It boosts engagement for in-person and remote guests
One of the biggest challenges of hybrid events is making remote guests feel included in a celebration they cannot physically touch. A booth helps because it turns moments into assets: you can take photos for group chats, post snapshots to a shared album, and even livestream a short “pose parade” segment for online attendees. This is the same logic behind visual-first media trends: people respond to content that is emotionally legible in a split second. A bright backdrop, a clear subject, and a playful prop instantly tell the story of the party.
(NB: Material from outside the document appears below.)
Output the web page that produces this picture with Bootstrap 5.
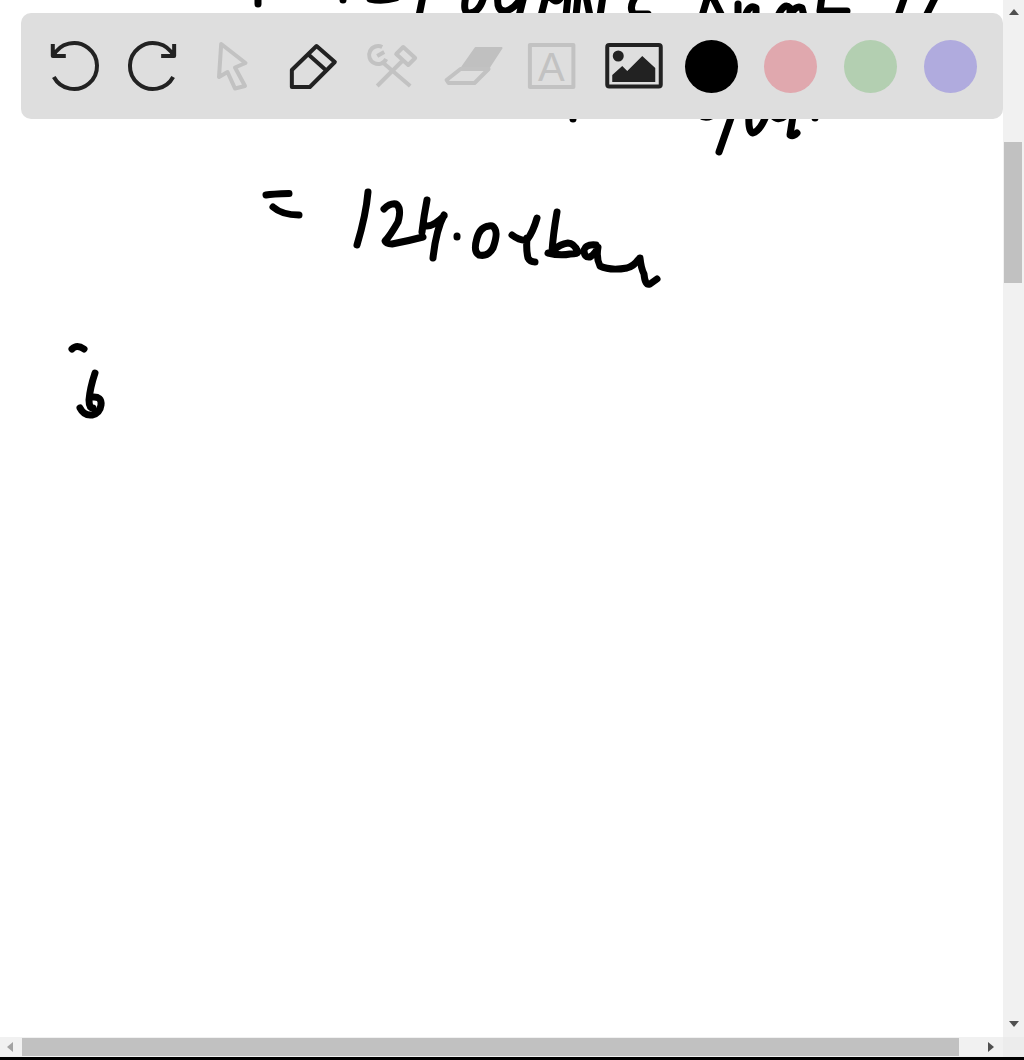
<!DOCTYPE html>
<html lang="en">
<head>
  <meta charset="UTF-8">
  <title>Whiteboard</title>
  <meta name="viewport" content="width=device-width, initial-scale=1.0">
  <link href="https://cdn.jsdelivr.net/npm/bootstrap@5.3.0/dist/css/bootstrap.min.css" rel="stylesheet">
  <style>
    body { background-color: #fff; }
    .board-frame { height: 1057px; }
    .board-canvas { width: 1003px; height: 1037px; }
    .board-ink { fill: none; stroke: #000; stroke-width: 7; stroke-linecap: round; stroke-linejoin: round; }

    /* Toolbar floats over the drawing */
    .board-tools {
      left: 21px;
      top: 13px;
      width: 982px;
      height: 106px;
      padding-left: 13.4px;
      background-color: #dedede;
      border-radius: 10px;
    }
    .tool-btn { width: 79.65px; height: 60px; flex: none; }
    .tool-btn svg { display: block; margin: 0 auto; }
    .tool-dark { fill: none; stroke: #222; stroke-width: 4; stroke-linejoin: round; }
    .tool-off { fill: none; stroke: #c2c2c2; stroke-width: 4; stroke-linejoin: round; }
    .tool-fill { fill: #c0c0c0; stroke: #c0c0c0; stroke-width: 2; stroke-linejoin: round; }
    .tool-letter { fill: #c2c2c2; font-family: "Liberation Sans", sans-serif; font-size: 40px; }
    .swatch { display: block; width: 53px; height: 53px; margin: 0 auto; border-radius: 50%; }
    .swatch-black { background-color: #000; }
    .swatch-pink { background-color: #e0a8ae; }
    .swatch-green { background-color: #b3cfb1; }
    .swatch-purple { background-color: #b0abde; }

    /* Scrollbars */
    .vbar { width: 21px; background-color: #f1f1f1; }
    .vbar-thumb { width: 18px; height: 141px; margin: 127px 0 0 1px; background-color: #c1c1c1; }
    .hbar { height: 20px; background-color: #f1f1f1; }
    .hbar-track { width: 1003px; padding: 1px 0; }
    .hbar-thumb { width: 937px; margin-left: 9px; background-color: #c1c1c1; }
    .hbar-corner { background-color: #ececec; }
    .bar-end { width: 0; height: 0; border-style: solid; border-color: transparent; }
    .end-up { margin: 9px auto 0; border-width: 0 5px 6px; border-bottom-color: #505050; }
    .end-down { margin: 0 auto 10px; border-width: 6px 5px 0; border-top-color: #505050; }
    .end-left { margin: 4px 0 0 7px; border-width: 5px 6px 5px 0; border-right-color: #a3a3a3; }
    .end-right { margin: 4px 0 0 29px; border-width: 5px 0 5px 6px; border-left-color: #505050; }
    .board-edge { height: 3px; background-color: #000; }
  </style>
</head>
<body class="overflow-hidden">
  <div class="board-frame d-flex flex-column">
    <div class="d-flex flex-grow-1">
      <div class="board-canvas position-relative">
        <!-- Ink strokes, same coordinates as the page -->
        <svg class="d-block" width="1003" height="1037" viewBox="0 0 1003 1037">
          <g class="board-ink">
            <!-- top line, cut off by the window and the toolbar -->
            <path d="M258 -4V4"/>
            <path d="M343 -3V0"/>
            <path d="M370 -1Q382 2 396 -2"/>
            <path d="M423 -4L419 16"/>
            <path d="M466 -4Q462 14 470 13Q480 12 484 -4"/>
            <path d="M498 -4Q496 12 506 11Q516 8 522 -4M524 -4L519 16"/>
            <path d="M546 -4L541 16M550 -4Q556 6 562 -4"/>
            <path d="M568 -4L566 16M578 -4L576 16M586 -4L590 16"/>
            <path d="M603 -4L600 16"/>
            <path d="M636 -4Q628 8 634 14H648"/>
            <path d="M702 16L708 -4M712 -4L722 16"/>
            <path d="M738 16V4M746 14Q750 4 756 8L756 16"/>
            <path d="M778 16Q784 2 790 8L790 16Q796 4 802 8L804 16"/>
            <path d="M822 -4L820 11H847"/>
            <path d="M905 -4L898 16"/>
            <path d="M936 -4L926 16"/>
            <!-- line below the toolbar -->
            <path d="M573 118V119"/>
            <path d="M700 115Q705 119 711 116"/>
            <path d="M733 112L719 152"/>
            <path d="M749 116Q748 132 753 133Q760 131 766 116"/>
            <path d="M772 115Q778 122 785 116"/>
            <path d="M793 116L790 135Q793 137 797 133"/>
            <path d="M815 116V118"/>
            <!-- = 124.04 bar -->
            <path d="M266 195Q272 194 289 193.500"/>
            <path d="M273 207Q282 215 299 215"/>
            <path d="M368 192Q366 215 357 245"/>
            <path d="M384 209Q390 203 396 204Q402 208 398 222Q390 236 385 241Q386 244 392 244Q408 241 423 237"/>
            <path d="M427 200Q424 215 422 232M444 215Q436 230 433 258M427 226Q434 226 444 216"/>
            <path d="M457 236V237"/>
            <path d="M489 226Q480 227 477 238Q473 252 479 255Q488 257 493 248Q498 234 495 229Q493 225 489 226Z"/>
            <path d="M512 235Q520 241 527 240Q533 232 537 218M527 238Q526 250 528 258Q530 262 535 262"/>
            <path d="M557 212Q553 235 552 252M548 253Q560 256 570 254Q578 254 578 252Q574 243 568 243Q560 244 554 250"/>
            <path d="M596 245Q586 244 584 250Q584 258 590 257Q596 253 598 247Q596 258 600 266Q610 271 627 268Q634 266 638 260"/>
            <path d="M640 258Q641 268 644 274Q645 286 650 284L657 279"/>
            <!-- b) -->
            <path d="M72 349Q77 344 84 349"/>
            <path d="M95 373Q90 388 89 400Q89 408 93 408"/>
            <path d="M92 397Q102 396 101 405Q100 413 92 415Q84 416 80 408"/>
          </g>
        </svg>

        <!-- Toolbar -->
        <div class="board-tools position-absolute d-flex align-items-center">
          <button type="button" class="btn tool-btn p-0 border-0" aria-label="Undo">
            <svg width="60" height="60" viewBox="44.200 36 60 60"><path class="tool-dark" d="M53 44V56H66M53.500 56A23 23 0 1 1 54 77"/></svg>
          </button>
          <button type="button" class="btn tool-btn p-0 border-0" aria-label="Redo">
            <svg width="60" height="60" viewBox="123.850 36 60 60"><path class="tool-dark" d="M174 44V56H161M173.500 56A23 23 0 1 0 173 77"/></svg>
          </button>
          <button type="button" class="btn tool-btn p-0 border-0" aria-label="Select">
            <svg width="60" height="60" viewBox="203.500 36 60 60"><path class="tool-off" d="M221.700 44L246 63L235.500 67.500L245.500 86L235.500 88.500L228 72L219.500 77Z"/></svg>
          </button>
          <button type="button" class="btn tool-btn p-0 border-0" aria-label="Pen">
            <svg width="60" height="60" viewBox="283.150 36 60 60"><path class="tool-dark" d="M316.700 46L335 62L310 87H292V70ZM308 54L327 71"/></svg>
          </button>
          <button type="button" class="btn tool-btn p-0 border-0" aria-label="Tools">
            <svg width="60" height="60" viewBox="362.800 36 60 60"><path class="tool-off" d="M377 86L403 60M410 86L382 62M382 47A9 9 0 1 0 386 59M384 52L377 56M403 47L415 58L408 65L396 54Z"/></svg>
          </button>
          <button type="button" class="btn tool-btn p-0 border-0" aria-label="Eraser">
            <svg width="60" height="60" viewBox="442.450 36 60 60" class="overflow-visible"><path class="tool-fill" d="M476 48H502L489 68H462Z"/><path class="tool-off" d="M461 69H489L475 83H449L447 80Z"/></svg>
          </button>
          <button type="button" class="btn tool-btn p-0 border-0" aria-label="Text">
            <svg width="60" height="60" viewBox="522.100 36 60 60"><rect class="tool-off" x="530" y="45" width="43.500" height="42"/><text class="tool-letter" x="551.500" y="80.500" text-anchor="middle">A</text></svg>
          </button>
          <button type="button" class="btn tool-btn p-0 border-0" aria-label="Image">
            <svg width="60" height="60" viewBox="601.750 36 60 60" class="overflow-visible"><rect class="tool-dark" x="607" y="45" width="53.500" height="41.500" rx="2"/><circle fill="#222" cx="618" cy="56" r="5.500"/><path fill="#222" d="M612 82V75L622 66L627 71L642 56L655 68V82Z"/></svg>
          </button>
          <button type="button" class="btn tool-btn p-0 border-0" aria-label="Black"><span class="swatch swatch-black"></span></button>
          <button type="button" class="btn tool-btn p-0 border-0" aria-label="Pink"><span class="swatch swatch-pink"></span></button>
          <button type="button" class="btn tool-btn p-0 border-0" aria-label="Green"><span class="swatch swatch-green"></span></button>
          <button type="button" class="btn tool-btn p-0 border-0" aria-label="Purple"><span class="swatch swatch-purple"></span></button>
        </div>
      </div>

      <!-- Vertical scrollbar -->
      <div class="vbar d-flex flex-column">
        <div class="bar-end end-up"></div>
        <div class="vbar-thumb"></div>
        <div class="bar-end end-down mt-auto"></div>
      </div>
    </div>

    <!-- Horizontal scrollbar -->
    <div class="hbar d-flex">
      <div class="hbar-track d-flex">
        <div class="bar-end end-left"></div>
        <div class="hbar-thumb"></div>
        <div class="bar-end end-right"></div>
      </div>
      <div class="hbar-corner flex-grow-1"></div>
    </div>
  </div>
  <div class="board-edge"></div>

  <script src="https://cdn.jsdelivr.net/npm/bootstrap@5.3.0/dist/js/bootstrap.bundle.min.js"></script>
</body>
</html>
For pet owners, the booth is even more useful. Pets rarely stay still on command, so a defined space with treats, familiar toys, and simple positioning cues can dramatically improve your odds of getting a great photo. If your celebration includes a furry guest of honor, think of the booth as part set design, part training station, part memory-making machine.
It makes a small room feel intentionally styled
Most living rooms are not built like a studio, but that is okay. A backdrop creates depth, hides visual clutter, and gives the impression of a planned set. With a little effort, you can transform a couch wall, bookshelf nook, or blank corner into a scene that photographs beautifully. If you want to extend that style beyond the party, consider how you’ll use your broader event aesthetic across invites, signage, and digital albums, much like brands use emotional design to create consistency across the entire experience.
Pro Tip: The most successful DIY photo booths are not the most expensive ones. They are the ones with a clear subject, clean background, and a consistent color story that looks good on both phone screens and livestreams.
2) Planning the Booth: Space, Theme, and Guest Experience
Choose a zone with enough depth
Start by picking a wall or corner with at least 6 to 8 feet of clear width and 4 to 6 feet of depth. That gives you enough room for the backdrop, the guest, and the camera without making people feel cramped. If your living room is small, use the longest wall available and angle furniture away from the shot. When possible, avoid placing the booth in front of windows unless you’re planning to control the light carefully, because mixed daylight and indoor light can create harsh color shifts on camera.
Think like a set designer: ask what the camera sees, what the guest experiences, and what the remote audience needs to understand instantly. If you’re running a party through a livestream platform, the booth should be visible enough to create a visual anchor but not so busy that it distracts from speeches, games, or cake cutting.
Pick a theme that works on camera
Camera-friendly themes are usually simpler than in-person themes. Bold colors, oversized shapes, and one or two repeating materials usually look better than tiny, delicate details that disappear on a screen. Good options include rainbow paper fans, metallic streamers, balloon garlands, tropical greenery, or a soft pastel palette for baby showers. For more inspiration on building a cohesive style, see how event planners think about statement accessories: one strong design choice can elevate an otherwise simple setup.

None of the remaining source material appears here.